Gordon Beck: Jubilation! Trios, Quartets And Septets In Session 1964-1984 (Turtle)

 

It’s something of an unfortunate truth that the British music scene has never really produced much in terms of notable jazz musicians. Although jazz has always  had a following there, inexplicably that never translated into producing much in terms of notable creative artists. That’s not to say that there were no talented jazz artists in the United Kingdom;  they simply prove to be  much more obscure than American artists. Pianist Gordon Beck was one such artists, and is currently undergoing hey bit of a revival thanks in part to a reissue campaign. Jubilation! Trios, Quartets And Septets In Session 1964-1984 is a three disc collection of unreleased live performances that highlights the man’s talent.

Like so many of his contemporaries, Beck was routinely categorized as the British equivalent to other musicians;  in his case, Dave Brubeck and Bill Evans. Considering Beck had a knack for composing complex melodic patterns deep into simple sounding, easy on the ears piano music, such comparisons are most apt. The first nine songs of the three disc set find him in concert during the mid to late 1960s, playing with his Trio and producing satisfying numbers such as “Sincerity,” “Time After Time,“ and the Vince Guaraldi-like “Virgo” and “Miss T. Flying.” By the end of the decade, he formed a septet, adding a horn section and becoming much more adventurous in his compositional style.,  as demonstrated by the manic “Whoops!” and dreamy thirteen minute epic , “Tying Up The Loose Ends.“

Beck’s experimental spirit extended into the 1970s, as he formed another trio–referred to as MOB–and turned his attention to electric piano. The switch was an interesting one, altering his sound ever so slightly, but on tracks such as “Little D” and “Was That The Way It Was?,” the difference is marginal. Yet from tapes of him performing solo, one can hear him play with the familiar tones electric pianos create, and “Suite: Bits And Pieces” is a nearly 30 minutes exploration into a mellow jazz fusion that sounds almost like contemporary pop.

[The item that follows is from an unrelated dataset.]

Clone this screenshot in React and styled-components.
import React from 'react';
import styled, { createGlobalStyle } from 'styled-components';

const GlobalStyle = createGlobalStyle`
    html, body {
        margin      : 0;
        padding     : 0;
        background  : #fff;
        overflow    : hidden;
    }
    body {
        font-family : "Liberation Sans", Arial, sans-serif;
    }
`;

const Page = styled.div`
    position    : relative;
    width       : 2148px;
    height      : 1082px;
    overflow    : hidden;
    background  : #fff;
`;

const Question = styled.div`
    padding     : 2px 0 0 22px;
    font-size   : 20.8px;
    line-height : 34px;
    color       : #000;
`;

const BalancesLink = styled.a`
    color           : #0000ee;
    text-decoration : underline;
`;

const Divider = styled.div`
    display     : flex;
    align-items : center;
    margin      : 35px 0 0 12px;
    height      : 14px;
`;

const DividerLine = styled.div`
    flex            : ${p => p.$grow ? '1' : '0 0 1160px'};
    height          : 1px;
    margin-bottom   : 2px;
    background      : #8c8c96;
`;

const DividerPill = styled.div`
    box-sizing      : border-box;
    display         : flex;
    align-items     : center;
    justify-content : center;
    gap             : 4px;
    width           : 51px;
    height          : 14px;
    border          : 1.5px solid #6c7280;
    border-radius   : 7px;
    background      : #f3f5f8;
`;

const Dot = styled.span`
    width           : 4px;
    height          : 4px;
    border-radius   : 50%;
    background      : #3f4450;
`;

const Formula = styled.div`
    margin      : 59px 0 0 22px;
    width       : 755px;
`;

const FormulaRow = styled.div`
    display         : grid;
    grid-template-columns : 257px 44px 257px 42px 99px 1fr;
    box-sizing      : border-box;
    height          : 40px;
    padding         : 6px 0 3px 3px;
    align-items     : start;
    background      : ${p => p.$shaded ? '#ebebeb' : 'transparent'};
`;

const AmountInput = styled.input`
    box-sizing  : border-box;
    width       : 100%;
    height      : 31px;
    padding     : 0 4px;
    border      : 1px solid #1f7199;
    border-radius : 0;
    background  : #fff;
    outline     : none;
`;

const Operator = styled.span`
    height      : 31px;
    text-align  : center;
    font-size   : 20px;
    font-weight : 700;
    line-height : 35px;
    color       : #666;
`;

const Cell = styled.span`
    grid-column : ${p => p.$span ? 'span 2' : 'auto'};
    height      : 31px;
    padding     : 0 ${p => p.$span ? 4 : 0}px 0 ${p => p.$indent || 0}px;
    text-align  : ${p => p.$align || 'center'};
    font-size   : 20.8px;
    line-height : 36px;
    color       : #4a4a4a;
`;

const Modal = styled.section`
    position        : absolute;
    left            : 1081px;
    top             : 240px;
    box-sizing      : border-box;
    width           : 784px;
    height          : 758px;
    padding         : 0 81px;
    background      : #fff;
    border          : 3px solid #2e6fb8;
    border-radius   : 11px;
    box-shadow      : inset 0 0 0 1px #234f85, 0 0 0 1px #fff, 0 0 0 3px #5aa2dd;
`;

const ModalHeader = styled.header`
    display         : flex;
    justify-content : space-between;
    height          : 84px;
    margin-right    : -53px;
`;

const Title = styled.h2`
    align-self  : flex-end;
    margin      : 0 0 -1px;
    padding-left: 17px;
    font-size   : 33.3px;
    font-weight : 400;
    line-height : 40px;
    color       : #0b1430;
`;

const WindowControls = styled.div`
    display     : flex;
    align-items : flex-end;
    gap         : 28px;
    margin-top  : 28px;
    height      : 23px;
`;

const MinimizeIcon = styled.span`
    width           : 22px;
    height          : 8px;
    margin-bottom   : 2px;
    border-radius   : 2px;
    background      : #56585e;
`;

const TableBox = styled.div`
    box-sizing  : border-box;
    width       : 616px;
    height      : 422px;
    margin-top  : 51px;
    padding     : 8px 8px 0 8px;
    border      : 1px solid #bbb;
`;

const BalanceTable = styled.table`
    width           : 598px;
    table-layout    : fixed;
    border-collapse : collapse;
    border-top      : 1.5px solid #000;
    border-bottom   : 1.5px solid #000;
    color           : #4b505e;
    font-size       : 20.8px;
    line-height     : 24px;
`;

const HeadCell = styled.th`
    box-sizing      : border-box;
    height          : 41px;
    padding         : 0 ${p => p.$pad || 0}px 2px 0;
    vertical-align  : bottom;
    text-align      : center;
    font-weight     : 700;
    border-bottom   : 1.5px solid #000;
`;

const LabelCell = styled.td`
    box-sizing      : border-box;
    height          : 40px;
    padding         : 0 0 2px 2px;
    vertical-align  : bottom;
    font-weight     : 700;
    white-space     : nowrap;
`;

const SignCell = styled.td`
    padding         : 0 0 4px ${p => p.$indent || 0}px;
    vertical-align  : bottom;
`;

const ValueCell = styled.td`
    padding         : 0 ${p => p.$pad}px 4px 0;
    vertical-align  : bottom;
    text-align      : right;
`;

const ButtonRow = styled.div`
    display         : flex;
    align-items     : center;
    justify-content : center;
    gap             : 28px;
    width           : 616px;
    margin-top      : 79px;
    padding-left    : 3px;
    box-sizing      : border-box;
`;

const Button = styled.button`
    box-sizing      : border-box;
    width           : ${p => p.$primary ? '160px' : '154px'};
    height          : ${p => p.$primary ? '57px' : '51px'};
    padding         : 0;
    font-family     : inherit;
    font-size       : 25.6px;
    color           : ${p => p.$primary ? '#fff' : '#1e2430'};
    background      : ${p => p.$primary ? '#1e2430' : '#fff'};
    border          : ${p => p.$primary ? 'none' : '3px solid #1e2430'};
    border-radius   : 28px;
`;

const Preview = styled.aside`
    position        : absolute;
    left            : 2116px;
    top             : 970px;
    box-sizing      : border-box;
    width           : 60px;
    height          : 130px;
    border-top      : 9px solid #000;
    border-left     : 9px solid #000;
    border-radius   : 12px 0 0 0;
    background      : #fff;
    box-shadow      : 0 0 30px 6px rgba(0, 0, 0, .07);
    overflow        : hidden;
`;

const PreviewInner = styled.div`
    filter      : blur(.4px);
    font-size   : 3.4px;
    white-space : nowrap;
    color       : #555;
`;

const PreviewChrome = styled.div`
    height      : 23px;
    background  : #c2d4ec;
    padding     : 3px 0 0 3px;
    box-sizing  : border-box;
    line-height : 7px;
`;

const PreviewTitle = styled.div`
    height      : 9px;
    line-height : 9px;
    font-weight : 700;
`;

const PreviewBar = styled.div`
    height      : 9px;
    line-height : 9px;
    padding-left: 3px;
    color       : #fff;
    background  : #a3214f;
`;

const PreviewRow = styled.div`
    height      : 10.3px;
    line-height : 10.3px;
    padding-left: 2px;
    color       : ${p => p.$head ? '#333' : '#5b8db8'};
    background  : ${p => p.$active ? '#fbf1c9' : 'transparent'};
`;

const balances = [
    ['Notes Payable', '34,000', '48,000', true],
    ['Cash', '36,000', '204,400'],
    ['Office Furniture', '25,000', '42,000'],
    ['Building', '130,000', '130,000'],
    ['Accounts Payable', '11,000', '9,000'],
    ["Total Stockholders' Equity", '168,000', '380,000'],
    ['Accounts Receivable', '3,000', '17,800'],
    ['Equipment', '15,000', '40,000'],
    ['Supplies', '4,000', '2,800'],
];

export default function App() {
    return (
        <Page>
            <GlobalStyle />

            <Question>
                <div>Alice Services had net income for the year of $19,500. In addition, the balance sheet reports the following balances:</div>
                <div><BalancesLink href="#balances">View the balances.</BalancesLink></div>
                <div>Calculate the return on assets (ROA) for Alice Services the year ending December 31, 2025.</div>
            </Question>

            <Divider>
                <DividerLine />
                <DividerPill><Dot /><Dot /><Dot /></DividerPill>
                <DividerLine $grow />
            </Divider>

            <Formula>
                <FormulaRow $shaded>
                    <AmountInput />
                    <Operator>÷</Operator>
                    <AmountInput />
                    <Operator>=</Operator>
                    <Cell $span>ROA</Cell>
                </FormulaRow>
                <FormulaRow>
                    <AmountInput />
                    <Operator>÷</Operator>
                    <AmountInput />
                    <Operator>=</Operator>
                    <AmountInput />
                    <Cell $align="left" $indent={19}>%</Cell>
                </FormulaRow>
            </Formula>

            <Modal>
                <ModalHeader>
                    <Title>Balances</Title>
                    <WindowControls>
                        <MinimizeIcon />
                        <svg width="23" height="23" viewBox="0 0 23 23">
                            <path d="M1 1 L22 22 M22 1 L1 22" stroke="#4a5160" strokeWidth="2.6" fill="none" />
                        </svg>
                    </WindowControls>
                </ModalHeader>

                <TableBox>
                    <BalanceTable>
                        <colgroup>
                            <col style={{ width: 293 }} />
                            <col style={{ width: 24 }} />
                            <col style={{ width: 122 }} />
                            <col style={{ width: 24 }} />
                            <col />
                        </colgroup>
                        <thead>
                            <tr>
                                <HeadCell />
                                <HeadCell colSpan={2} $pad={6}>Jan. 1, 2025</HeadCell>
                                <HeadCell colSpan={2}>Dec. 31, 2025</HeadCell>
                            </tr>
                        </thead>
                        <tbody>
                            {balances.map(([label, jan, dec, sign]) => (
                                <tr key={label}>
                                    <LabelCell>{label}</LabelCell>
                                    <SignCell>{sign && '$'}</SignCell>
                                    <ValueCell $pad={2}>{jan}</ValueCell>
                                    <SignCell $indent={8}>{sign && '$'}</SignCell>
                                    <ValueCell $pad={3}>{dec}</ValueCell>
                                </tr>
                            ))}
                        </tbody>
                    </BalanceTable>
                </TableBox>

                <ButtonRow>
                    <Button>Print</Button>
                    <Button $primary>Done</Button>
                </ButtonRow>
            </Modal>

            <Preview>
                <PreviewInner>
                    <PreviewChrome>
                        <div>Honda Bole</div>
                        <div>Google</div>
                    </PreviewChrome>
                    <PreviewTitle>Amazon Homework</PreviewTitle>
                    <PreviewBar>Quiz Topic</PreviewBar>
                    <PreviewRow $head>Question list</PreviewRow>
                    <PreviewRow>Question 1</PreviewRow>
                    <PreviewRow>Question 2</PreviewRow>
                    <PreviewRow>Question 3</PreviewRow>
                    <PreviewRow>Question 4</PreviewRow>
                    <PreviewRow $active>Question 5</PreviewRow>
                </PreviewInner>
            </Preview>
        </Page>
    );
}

The 1980s found Beck expanding into quartet format, offering him a wider pallet for more adventurous arrangements.  Working with notable vibes and percussionist Frank Ricotti, his melodies take on an even dreamier quality, with “Lady V” and ”Romantic, Isn’t It” proving to be true highlights of this three volume set. The collection concludes on a somewhat mysterious note,  with two unknown tracks performed with an unknown combo,  the mystery of which only adds to the excitement of these extremely adventurous,  complex, and frantic numbers.Beck would spend the remainder of his life performing occasionally and teaching piano, retiring in 2005 due to poor health, and passing away in 2011.

Although his name may not be well known outside of British jazz circles, Gordon Beck was a fine composer and pianist. Jubilation’s recordings of him in various iterations only goes to show just how talented the man was, as serves as a fine introduction to this relatively obscure figure.